The return leg wasn’t as exciting, it was a shorter time period, so it was just wandering the departure hall at Guangzhou Baiyun International Airport. To be honest, it doesn’t have the amenities of Seoul’s Incheon International Airport or Hong Kong International Airport, especially getting in early in the morning.

After arriving from New York City and getting through security, prepared for a few hours in the departure hall. With most of the places still closed, took the time to explore and see what they would have available once everything opened. There really wasn’t very much, unfortunately. One would need to leave the departure area to see more of what the airport had to offer, noticed a lot more amenities after getting through customs on the flight coming in

There was, however, one restaurant open.
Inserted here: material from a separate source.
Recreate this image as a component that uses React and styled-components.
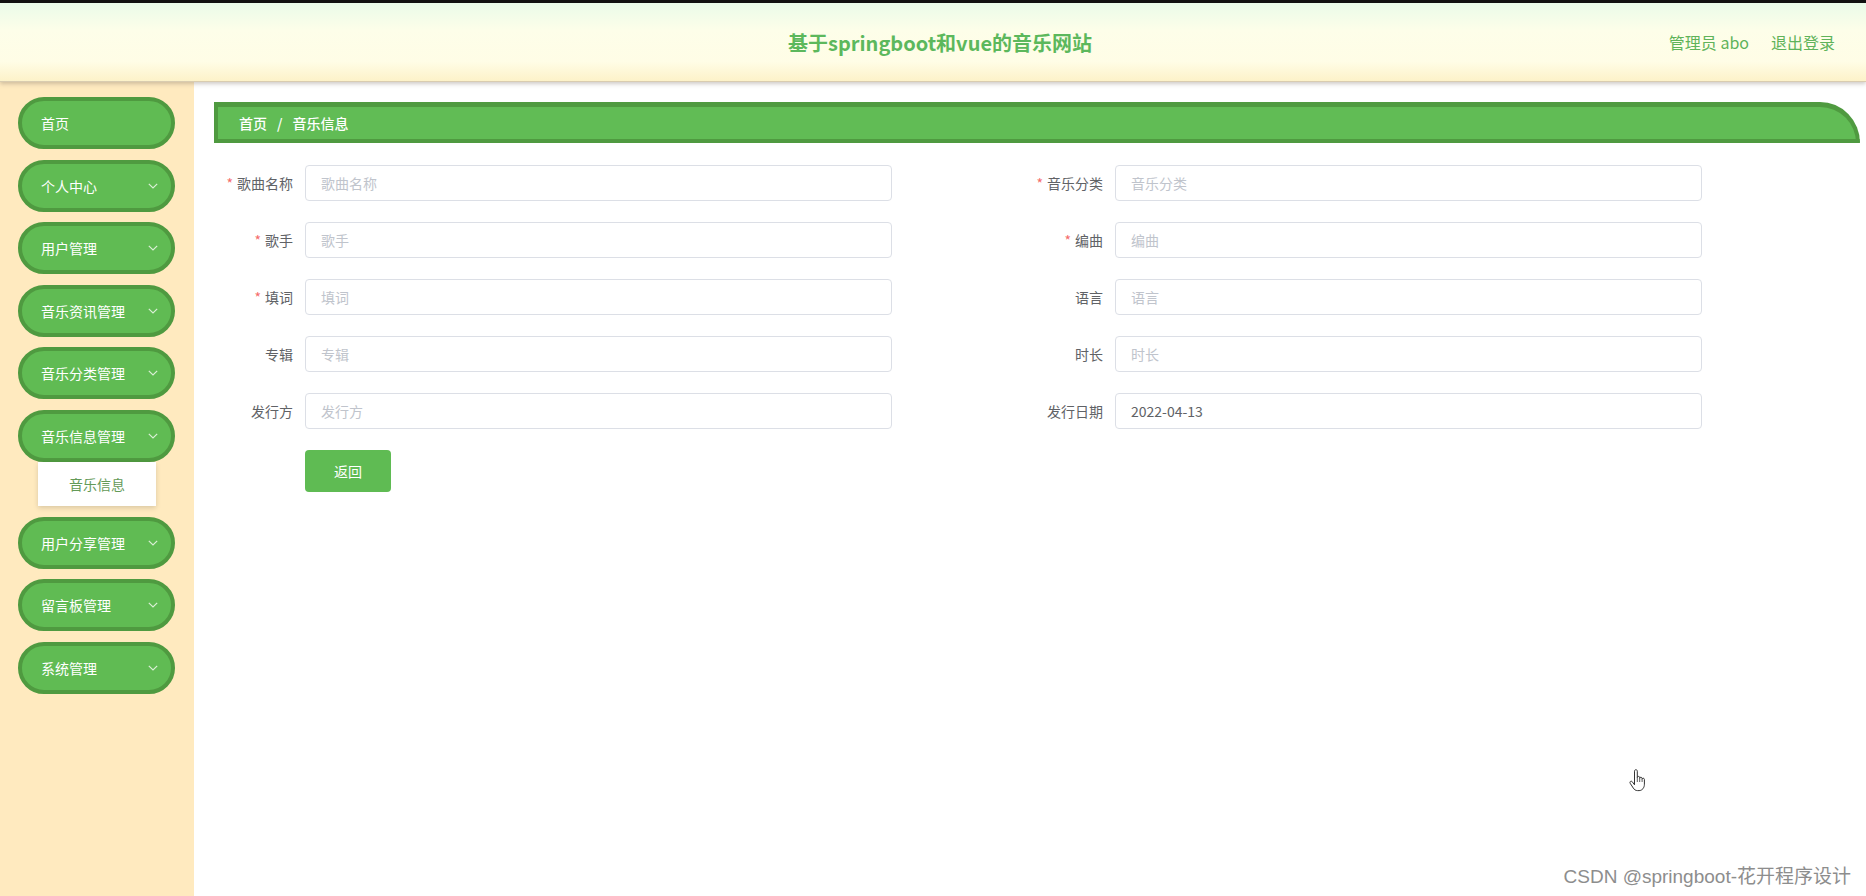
import React from "react";
import styled, { createGlobalStyle } from "styled-components";

const GlobalStyle = createGlobalStyle`
  html, body { margin: 0; padding: 0; }
  body {
    font-family: "Noto Sans CJK SC", "Noto Sans", "Liberation Sans", sans-serif;
    background: #fff;
  }
  #root { min-height: 100vh; }
  * { box-sizing: border-box; }
`;

const Page = styled.div`
  position: relative;
  display: flex;
  flex-direction: column;
  height: 100vh;
  overflow: hidden;
`;

const Header = styled.header`
  flex: 0 0 82px;
  display: flex;
  align-items: center;
  justify-content: center;
  position: relative;
  border-top: 3px solid #111;
  border-bottom: 1px solid #d9ccb0;
  background: linear-gradient(to bottom, #eafbe9 0%, #fdfee9 35%, #fffde6 75%, #fdf2c9 100%);
  box-shadow: 0 2px 4px rgba(120, 110, 100, 0.35);
  z-index: 2;
`;

const Title = styled.h1`
  margin: 0;
  font-size: 20px;
  font-weight: 700;
  color: #5cb85c;
  letter-spacing: 0;
  transform: translateX(7px);
`;

const HeaderRight = styled.div`
  position: absolute;
  right: 31px;
  top: 0;
  bottom: 0;
  display: flex;
  align-items: center;
  gap: 22px;
  font-size: 16px;
  color: #5fb35a;
`;

const Body = styled.div`
  flex: 1;
  display: flex;
  min-height: 0;
`;

const Sidebar = styled.nav`
  flex: 0 0 194px;
  background: #ffeabf;
  padding: 15px 19px 0 18px;
  display: flex;
  flex-direction: column;
  gap: 10.6px;
`;

const Group = styled.div`
  display: flex;
  flex-direction: column;
`;

const Pill = styled.div`
  height: 52px;
  border-radius: 26px;
  border: 4px solid #4f9a40;
  background: #60bb53;
  display: flex;
  align-items: center;
  justify-content: space-between;
  padding: 0 13px 0 19px;
  color: #fff;
  font-size: 14px;
`;

const Chevron = styled.svg`
  width: 10px;
  height: 6px;
  opacity: 0.9;
`;

const SubMenu = styled.div`
  margin: 0 19px 0 20px;
  height: 44px;
  background: #fff;
  box-shadow: 0 2px 5px rgba(0, 0, 0, 0.15);
  display: flex;
  align-items: center;
  justify-content: center;
  font-size: 14px;
  color: #639a58;
`;

const Main = styled.main`
  flex: 1;
  padding: 20px 6px 0 20px;
`;

const Breadcrumb = styled.div`
  height: 41px;
  background: #61bc55;
  border: 4px solid #4f9a40;
  border-top-width: 5px;
  border-top-right-radius: 40px 41px;
  display: flex;
  align-items: center;
  padding-left: 21px;
  color: #fff;
  font-size: 14px;
  font-weight: 500;
`;

const Sep = styled.span`
  margin: 0 10px;
`;

const Form = styled.form`
  margin-top: 22px;
  display: grid;
  grid-template-columns: 810px 810px;
`;

const Item = styled.div`
  display: flex;
  align-items: center;
  height: 36px;
  margin-bottom: 21px;
`;

const Label = styled.label`
  flex: 0 0 91px;
  padding-right: 12px;
  text-align: right;
  font-size: 14px;
  color: #606266;
  line-height: 36px;
  white-space: nowrap;
`;

const Star = styled.span`
  color: #f56c6c;
  margin-right: 4px;
`;

const Input = styled.input`
  width: 587px;
  height: 36px;
  border: 1px solid #dcdfe6;
  border-radius: 4px;
  padding: 0 15px;
  font-size: 14px;
  font-family: "Noto Sans CJK SC", "Liberation Sans", sans-serif;
  color: #606266;
  background: #fff;
  outline: none;
  &::placeholder { color: #c0c4cc; }
`;

const ButtonRow = styled.div`
  grid-column: 1 / -1;
  padding-left: 91px;
`;

const Button = styled.button`
  width: 86px;
  height: 42px;
  border: none;
  border-radius: 4px;
  background: #5fbb53;
  color: #fff;
  font-size: 14px;
  font-family: "Noto Sans CJK SC", sans-serif;
`;

const Cursor = styled.svg`
  position: absolute;
  left: 1629px;
  top: 769px;
  width: 17px;
  height: 23px;
`;

const Watermark = styled.div`
  position: absolute;
  right: 15px;
  bottom: 8px;
  font-family: "Liberation Sans", "Noto Sans CJK SC", sans-serif;
  font-size: 19px;
  color: #8d8d8d;
  text-shadow: 0 0 2px #fff;
`;

const menu = [
  { name: "首页", arrow: false },
  { name: "个人中心", arrow: true },
  { name: "用户管理", arrow: true },
  { name: "音乐资讯管理", arrow: true },
  { name: "音乐分类管理", arrow: true },
  { name: "音乐信息管理", arrow: true, sub: "音乐信息" },
  { name: "用户分享管理", arrow: true },
  { name: "留言板管理", arrow: true },
  { name: "系统管理", arrow: true },
];

const fields = [
  { label: "歌曲名称", req: true, ph: "歌曲名称" },
  { label: "音乐分类", req: true, ph: "音乐分类" },
  { label: "歌手", req: true, ph: "歌手" },
  { label: "编曲", req: true, ph: "编曲" },
  { label: "填词", req: true, ph: "填词" },
  { label: "语言", req: false, ph: "语言" },
  { label: "专辑", req: false, ph: "专辑" },
  { label: "时长", req: false, ph: "时长" },
  { label: "发行方", req: false, ph: "发行方" },
  { label: "发行日期", req: false, ph: "发行日期", value: "2022-04-13" },
];

export default function App() {
  return (
    <Page>
      <GlobalStyle />
      <Header>
        <Title>基于springboot和vue的音乐网站</Title>
        <HeaderRight>
          <span>管理员 abo</span>
          <span>退出登录</span>
        </HeaderRight>
      </Header>
      <Body>
        <Sidebar>
          {menu.map((m) => (
            <Group key={m.name}>
              <Pill>
                <span>{m.name}</span>
                {m.arrow && (
                  <Chevron viewBox="0 0 10 6">
                    <polyline points="0.8,0.8 5,5 9.2,0.8" fill="none" stroke="#e8f5e4" strokeWidth="1.2" />
                  </Chevron>
                )}
              </Pill>
              {m.sub && <SubMenu>{m.sub}</SubMenu>}
            </Group>
          ))}
        </Sidebar>
        <Main>
          <Breadcrumb>
            <span>首页</span>
            <Sep>/</Sep>
            <span>音乐信息</span>
          </Breadcrumb>
          <Form onSubmit={(e) => e.preventDefault()}>
            {fields.map((f) => (
              <Item key={f.label}>
                <Label>
                  {f.req && <Star>*</Star>}
                  {f.label}
                </Label>
                <Input placeholder={f.ph} defaultValue={f.value || ""} readOnly />
              </Item>
            ))}
            <ButtonRow>
              <Button type="button">返回</Button>
            </ButtonRow>
          </Form>
        </Main>
      </Body>
      <Cursor viewBox="0 0 17 23">
        <path
          d="M5.5 2.2 C5.5 1.3 6.1 0.7 6.9 0.7 C7.7 0.7 8.3 1.3 8.3 2.2 V8.6 C8.3 7.9 8.9 7.4 9.5 7.4 C10.2 7.4 10.7 7.9 10.7 8.6 V9.4 C10.7 8.7 11.3 8.2 11.9 8.2 C12.5 8.2 13.1 8.7 13.1 9.4 V10.3 C13.1 9.7 13.6 9.2 14.2 9.2 C14.8 9.2 15.4 9.7 15.4 10.3 V15.2 C15.4 18.8 13.2 21.6 10.1 21.6 H8.6 C6.6 21.6 5.3 20.6 4.3 19.1 L1.2 14.3 C0.8 13.6 0.9 12.8 1.5 12.4 C2.1 12 2.9 12.2 3.3 12.8 L5.5 15.8 Z"
          fill="#fff"
          stroke="#333"
          strokeWidth="1"
          strokeLinejoin="round"
        />
        <path d="M8.3 8.6 V13 M10.7 9.4 V13 M13.1 10.3 V13" stroke="#333" strokeWidth="0.8" fill="none" />
      </Cursor>
      <Watermark>CSDN @springboot-花开程序设计</Watermark>
    </Page>
  );
}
Looked over the menu and they served a variety of basic Chinese dishes; went with an old favorite, noodle soup with beef. It’s become an odd tradition at this point, when visiting Shanghai, had noodle soup at Shanghai Pudong International Airport, had noodle soup when leaving Guangzhou for NYC, and now before the flight home.

It was one would expect; delicious, chewy noodles served in a rich broth. The experience was one of those “people watching at the airport” moments, seeing the restaurant fill up and empty out while enjoying the meal; watching people rush back and forth, while, with the security of a couple hours (and eventual delay), having the chance to savor the dish. In addition, the pickles served on the side were exceptional.